Un grupo de hombres altamente cualificados está allí para ayudarnos en lo que haga falta: son el Equipo A de la limpieza de invernaderos. Ninguno de ellos conserva más de la mitad de la dentadura frontal. Todos ellos calzan botas de seguridad, roídos monos de trabajo y setenteras camisetas de propaganda manchadas con barro, sangre, pintura, sudor, lejía y otras sustancias líquidas. Yo llevo unas Converse marrones y una camiseta de Arcade Fire. Por lo menos mi pantalón corto lleva una mancha de grasa de bici en un lado. Este detalle me acerca un poquito a ellos.

Antes de empezar a trabajar, se realiza una reunión en la que supongo se está discutiendo la forma en que se va a realizar la faena. No es fácil. Las macetas pesan un huevo y para sacarlas del invernadero hay que subirlas tres escalones. El camión, además, no puede acercarse a menos de diez metros, con lo que hay que llevarlas hasta allí de alguna manera, para vaciarlas.
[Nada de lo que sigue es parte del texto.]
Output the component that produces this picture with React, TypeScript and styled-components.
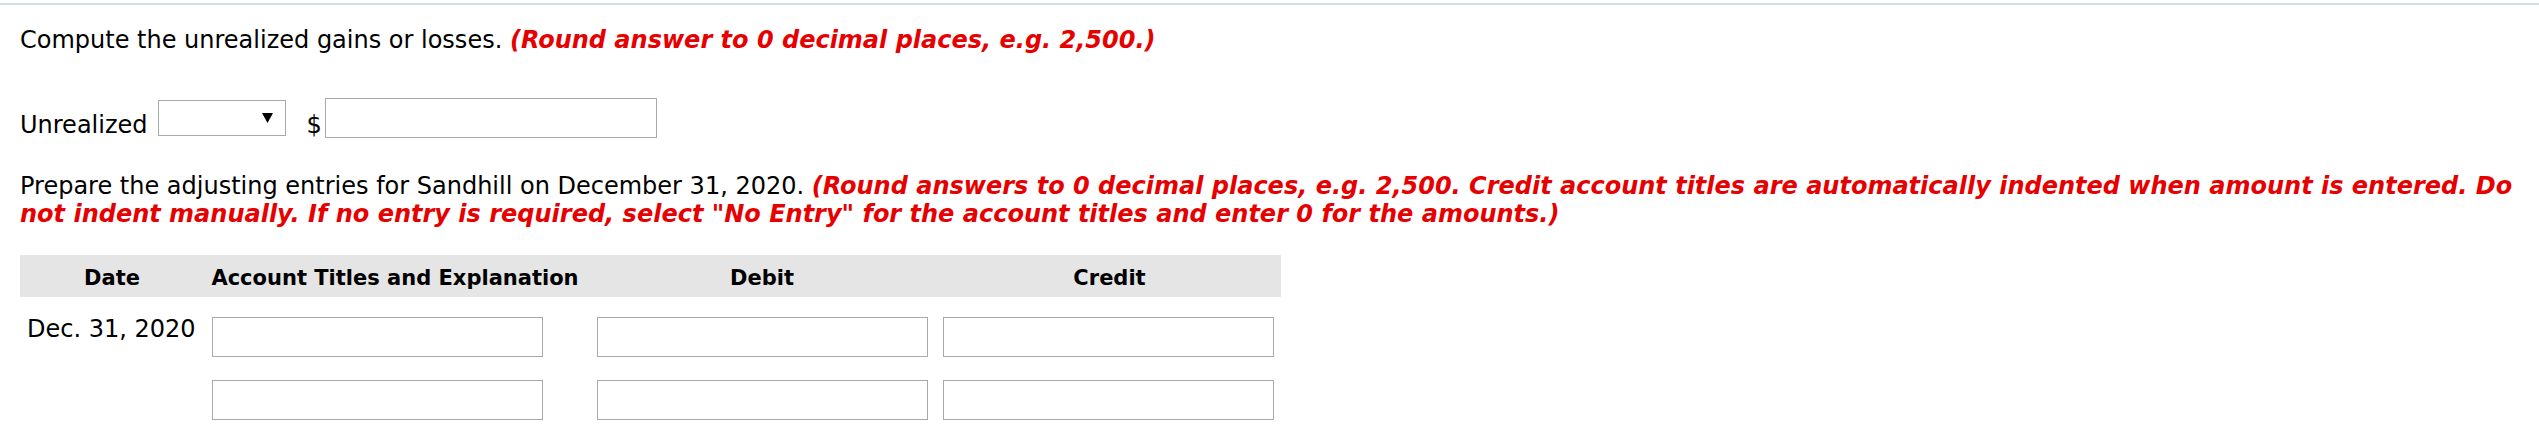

Junto a este comité organizador hay una especie de planta silvestre con unos frutos rojos redondos. Cada cierto tiempo, un miembro del equipo se acerca y coge un puñado de estas bayas aparentemente venenosas y se las mete en la boca, muy alegremente. Evidentemente, yo no quiero ser menos y cojo un racimo de estas apetitosas frutillas y me las voy comiendo de una en una. Como esperaba, saben a rayos. Son amargas y tienen una textura extraña. Miro a Eric y el tío se las come de diez en diez, metiéndose todo el racimo en la boca como cuando en los dibujos animados alguien se come un pescado cogiéndolo de la cola y sacando de la boca únicamente ya las espinas. Es un espectáculo.

En el reparto de funciones a mí me asignan una Jungheinrich. Maquinaria. Voy a utilizar maquinaria pesada (bueno, la mía debe pesar como ciento cincuenta kilos, pero a eso ya se le puede llamar maquinaria pesada, ¿no?). Estaré en la puerta del invernadero, recibiré las macetas, las elevaré un poquito con mi artefacto y las acercaré al camión, donde una especie de paleta excavadora las recogerá y con la ayuda de algunos miembros del equipo, las vaciará sobre el remolque del camión.
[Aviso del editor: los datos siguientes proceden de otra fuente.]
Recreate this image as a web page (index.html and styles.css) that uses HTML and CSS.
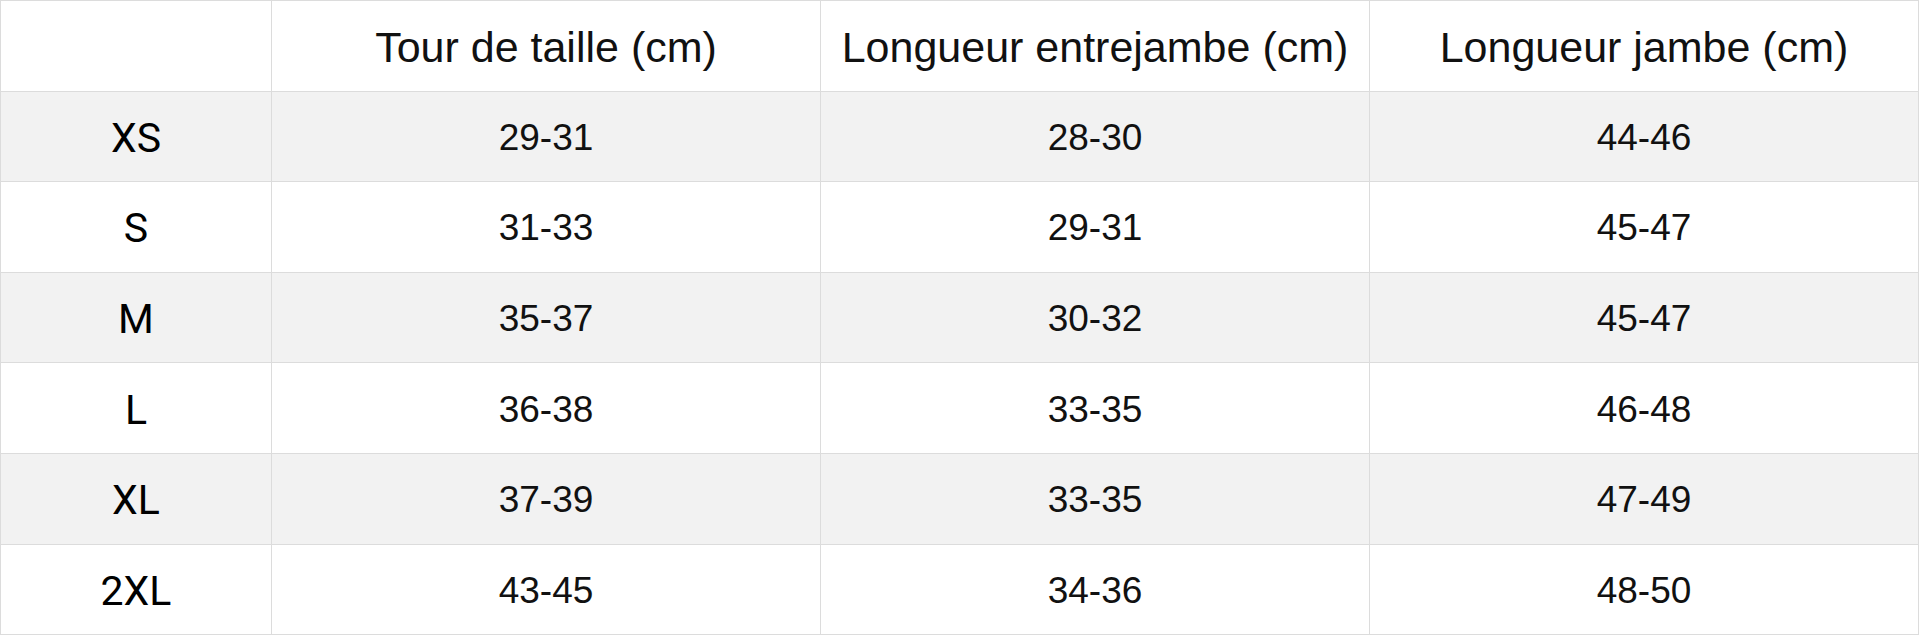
FILE: index.html
```html
<!DOCTYPE html>
<html lang="fr">
<head>
<meta charset="utf-8">
<title>Guide des tailles</title>
<link rel="stylesheet" href="styles.css">
</head>
<body>
<table class="size-table">
  <colgroup>
    <col class="col-size">
    <col class="col-data">
    <col class="col-data">
    <col class="col-data">
  </colgroup>
  <thead>
    <tr>
      <th class="corner"></th>
      <th>Tour de taille (cm)</th>
      <th>Longueur entrejambe (cm)</th>
      <th>Longueur jambe (cm)</th>
    </tr>
  </thead>
  <tbody>
    <tr><th class="size">XS</th><td>29-31</td><td>28-30</td><td>44-46</td></tr>
    <tr><th class="size">S</th><td>31-33</td><td>29-31</td><td>45-47</td></tr>
    <tr><th class="size">M</th><td>35-37</td><td>30-32</td><td>45-47</td></tr>
    <tr><th class="size">L</th><td>36-38</td><td>33-35</td><td>46-48</td></tr>
    <tr><th class="size">XL</th><td>37-39</td><td>33-35</td><td>47-49</td></tr>
    <tr><th class="size">2XL</th><td>43-45</td><td>34-36</td><td>48-50</td></tr>
  </tbody>
</table>
</body>
</html>
```

FILE: styles.css
```css
html, body {
  margin: 0;
  padding: 0;
  background: #ffffff;
}

.size-table {
  width: 1918px;
  border-collapse: collapse;
  table-layout: fixed;
  border: 1px solid #dcdcdc;
  color: #111111;
  font-family: "Liberation Sans", Arial, sans-serif;
}

.col-size {
  width: 271px;
}

.col-data {
  width: 549px;
}

.size-table tr {
  height: 90.6px;
}

.size-table th,
.size-table td {
  border: 1px solid #dcdcdc;
  padding: 0;
  text-align: center;
  vertical-align: middle;
}

.size-table thead th {
  font-size: 43px;
  font-weight: normal;
  padding-top: 4px;
}

.size-table tbody tr:nth-child(odd) {
  background: #f2f2f2;
}

.size-table tbody td {
  font-size: 37px;
  font-weight: normal;
  padding-top: 3px;
}

.size-table th.size {
  font-family: Roboto, "Liberation Sans", sans-serif;
  font-size: 41px;
  font-weight: normal;
  color: #000000;
  padding-top: 3px;
}
```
Mi función es completamente secundaria, casi prescindible, pues no hago más que de enlace entre el invernadero y la paleta excavadora, pero me siento importante, viril, un auténtico hombre manejando mi Jungheinrich. Los únicos trabajos físicos que he desempeñado en mi vida han sido ser camarero en un restaurante turco y vigilar el parking de un parque acuático, con lo que levantar del suelo unos pocos centímetros estas colosales maletas me proporciona un placer indescriptible. Mientras estoy allí, siento que la barba me crece más deprisa y percibo un súbito interés en conocer los caballos de potencia que tiene mi coche. I am a man.
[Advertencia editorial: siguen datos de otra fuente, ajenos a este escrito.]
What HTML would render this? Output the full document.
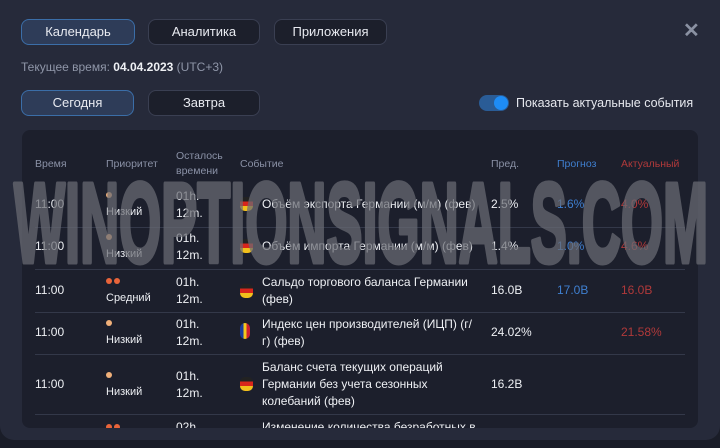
<!DOCTYPE html>
<html><head><meta charset="utf-8"><style>
*{margin:0;padding:0;box-sizing:border-box}
body{width:720px;height:448px;background:#1a1d28;font-family:"Liberation Sans","Noto Sans CJK SC",sans-serif;color:#e6e8ee;overflow:hidden;position:relative}
.outer{position:absolute;left:0;top:0;width:720px;height:440px;background:#262a3a;border-radius:0 0 14px 14px}
.btn{position:absolute;height:26px;border-radius:8px;border:1px solid #3a3f52;background:#1c1f2b;font-size:13px;color:#e8eaf0;text-align:center;line-height:24px}
.btn.act{background:#2e3c58;border:1px solid #3b6ea8}
.t{position:absolute;font-size:12px;white-space:nowrap}
.panel{position:absolute;left:22px;top:130px;width:676px;height:298px;background:#1c1f2c;border-radius:8px;overflow:hidden}
.h{position:absolute;font-size:10.5px;color:#8a91a6;line-height:15px}
.c{position:absolute;font-size:12px;line-height:17px;color:#eef0f4;white-space:nowrap}
.line{position:absolute;left:13px;width:650px;height:1px;background:#333849}
.dot{display:inline-block;width:6px;height:6px;border-radius:3px;background:#f0b07a;margin-right:2px}
.dot.o{background:#e8643a}
.flag{position:absolute;width:13px;height:14px;border-radius:5px;overflow:hidden}
</style></head><body>
<div class="outer"></div>
<div class="btn act" style="left:21px;top:19px;width:114px">Календарь</div>
<div class="btn" style="left:148px;top:19px;width:112px">Аналитика</div>
<div class="btn" style="left:274px;top:19px;width:113px">Приложения</div>
<div class="t" style="left:683px;top:18px;font-size:20px;font-weight:bold;color:#8a91a2">✕</div>
<div class="t" style="left:21px;top:60px;color:#8f96a8">Текущее время: <b style="color:#eef0f4;font-weight:bold">04.04.2023</b> (UTC+3)</div>
<div class="btn act" style="left:21px;top:90px;width:113px">Сегодня</div>
<div class="btn" style="left:148px;top:90px;width:112px">Завтра</div>
<div style="position:absolute;left:479px;top:95px;width:30px;height:16px;border-radius:8px;background:#2a5c96"></div>
<div style="position:absolute;left:494px;top:96px;width:14px;height:14px;border-radius:7px;background:#1e8cf5"></div>
<div class="t" style="left:516px;top:96px;font-size:12.5px">Показать актуальные события</div>
<div class="panel">
<div class="h" style="left:13px;top:27px">Время</div>
<div class="h" style="left:84px;top:27px">Приоритет</div>
<div class="h" style="left:154px;top:19px">Осталось<br>времени</div>
<div class="h" style="left:218px;top:27px">Событие</div>
<div class="h" style="left:469px;top:27px">Пред.</div>
<div class="h" style="left:535px;top:27px;color:#3f7fd0">Прогноз</div>
<div class="h" style="left:599px;top:27px;color:#b0393a">Актуальный</div>

<div class="c" style="left:13px;top:66px">11:00</div>
<div class="c" style="left:84px;top:57px;font-size:11px"><span class="dot"></span><br>Низкий</div>
<div class="c" style="left:154px;top:58px">01h.<br>12m.</div>
<div class="flag" style="left:218px;top:67px;background:linear-gradient(#222 33%,#d8261c 33% 66%,#f2c01c 66%)"></div>
<div class="c" style="left:240px;top:66px">Объём экспорта Германии (м/м) (фев)</div>
<div class="c" style="left:469px;top:66px">2.5%</div>
<div class="c" style="left:535px;top:66px;color:#3f7fd0">1.6%</div>
<div class="c" style="left:599px;top:66px;color:#b0393a">4.0%</div>
<div class="line" style="top:97px"></div>

<div class="c" style="left:13px;top:108px">11:00</div>
<div class="c" style="left:84px;top:99px;font-size:11px"><span class="dot"></span><br>Низкий</div>
<div class="c" style="left:154px;top:100px">01h.<br>12m.</div>
<div class="flag" style="left:218px;top:109px;background:linear-gradient(#222 33%,#d8261c 33% 66%,#f2c01c 66%)"></div>
<div class="c" style="left:240px;top:108px">Объём импорта Германии (м/м) (фев)</div>
<div class="c" style="left:469px;top:108px">1.4%</div>
<div class="c" style="left:535px;top:108px;color:#3f7fd0">1.0%</div>
<div class="c" style="left:599px;top:108px;color:#b0393a">4.6%</div>
<div class="line" style="top:139px"></div>

<div class="c" style="left:13px;top:152px">11:00</div>
<div class="c" style="left:84px;top:143px;font-size:11px"><span class="dot o"></span><span class="dot o"></span><br>Средний</div>
<div class="c" style="left:154px;top:144px">01h.<br>12m.</div>
<div class="flag" style="left:218px;top:154px;background:linear-gradient(#222 33%,#d8261c 33% 66%,#f2c01c 66%)"></div>
<div class="c" style="left:240px;top:144px">Сальдо торгового баланса Германии<br>(фев)</div>
<div class="c" style="left:469px;top:152px">16.0B</div>
<div class="c" style="left:535px;top:152px;color:#3f7fd0">17.0B</div>
<div class="c" style="left:599px;top:152px;color:#b0393a">16.0B</div>
<div class="line" style="top:182px"></div>

<div class="c" style="left:13px;top:194px">11:00</div>
<div class="c" style="left:84px;top:185px;font-size:11px"><span class="dot"></span><br>Низкий</div>
<div class="c" style="left:154px;top:186px">01h.<br>12m.</div>
<div class="flag" style="left:218px;top:193px;width:10px;height:16px;background:linear-gradient(90deg,#1a3c9a 33%,#f2c81c 33% 66%,#cf2030 66%)"></div>
<div class="c" style="left:240px;top:186px">Индекс цен производителей (ИЦП) (г/<br>г) (фев)</div>
<div class="c" style="left:469px;top:194px">24.02%</div>
<div class="c" style="left:599px;top:194px;color:#b0393a">21.58%</div>
<div class="line" style="top:224px"></div>

<div class="c" style="left:13px;top:246px">11:00</div>
<div class="c" style="left:84px;top:237px;font-size:11px"><span class="dot"></span><br>Низкий</div>
<div class="c" style="left:154px;top:238px">01h.<br>12m.</div>
<div class="flag" style="left:218px;top:247px;background:linear-gradient(#222 33%,#d8261c 33% 66%,#f2c01c 66%)"></div>
<div class="c" style="left:240px;top:229px">Баланс счета текущих операций<br>Германии без учета сезонных<br>колебаний (фев)</div>
<div class="c" style="left:469px;top:246px">16.2B</div>
<div class="line" style="top:284px"></div>

<div class="c" style="left:84px;top:289px;font-size:11px"><span class="dot o"></span><span class="dot o"></span></div>
<div class="c" style="left:154px;top:289px">02h.</div>
<div class="c" style="left:240px;top:289px">Изменение количества безработных в</div>
</div>
<svg style="position:absolute;left:0;top:0" width="720" height="448">
<g opacity="0.72">
<text x="14" y="262" textLength="694" lengthAdjust="spacingAndGlyphs" font-family="Liberation Sans, sans-serif" font-weight="bold" font-size="113" fill="#6a6c74" stroke="#6a6c74" stroke-width="5" stroke-linejoin="round">WINOPTIONSIGNALS.COM</text>
</g>
</svg>
</body></html>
A la una se para para comer. Llevamos horas tocando tierra, ramas, maquinaria variada y frutos venenosos, pero allí nadie se lava las manos ni amaga con intentarlo. Igual es también por la paloma muerta en el depósito (jaja). Los miembros del equipo tragan y hablan al mismo tiempo, ríen a carcajadas lanzando trozos de pan de sus bocas. Llegan aquí los primeros eructos del día. Probablemente estén hablando de tías en pelotas o camiones muy rápidos. Por supuesto, me uno puntualmente a sus risas aunque no entienda ni una sílaba de lo que dicen. Soy uno de ellos al fin y al cabo.

Después del bocata me hago un cigarrillo de liar, sin filtro, por supuesto, como ellos. Normalmente tardo cinco caladas en marearme, esta vez solo me cuesta dos. Finjo como un cobarde, aunque mis pupilas dilatadas al extremo me delatan.

La tarde transcurre aproximadamente en los mismos términos. Comparto ahora la Junheinrich con un granjero que se parece a un Bjorn Borg con un dentista muy malo. De cuando en cuando, alguno de los hombres que vacían la tierra sobre el remolque me grita algo señalando a un granero cercano. Estos gritos suelen ser algo parecido a "een shlutje!" o "de slaventjkare!" o "het verschrijkelijk!". Yo siempre les traigo una pala y allí no se queja nadie.

Al terminar la jornada de trabajo, regresamos a casa habiendo vaciado únicamente la tercera parte del invernadero de los cojones. No voy a volver por allí jamás, así que me siento satisfecho y aliviado al mismo tiempo. Me devuelven a casa en la furgoneta y me despido de Eric y Johann con un vigoroso y viril apretón de manos.

El nuevo hombre en el que me he convertido abre la puerta con brazos, piernas y espalda doloridos. Me ducho con un champú olor a frutas y me hago un plato de pasta con salmón. Después de cenar me tomo una birruki con aroma de frambuesa. Antes de acostarme leo un capítulo de una novela de Melissa P. y veo un episodio de Modern Family. Fijo que cualquiera de mis compañeros de trabajo de hoy está haciendo algo muy muy parecido a esto. Fijísimo.

2 comments:

Official blogger said...

Mis felicitaciones machote!!

Muy bueno, me he reído a carcajada, me hacía falta! jaja.

Iban said...

Me uno a las felicitaciones de tu hermana!!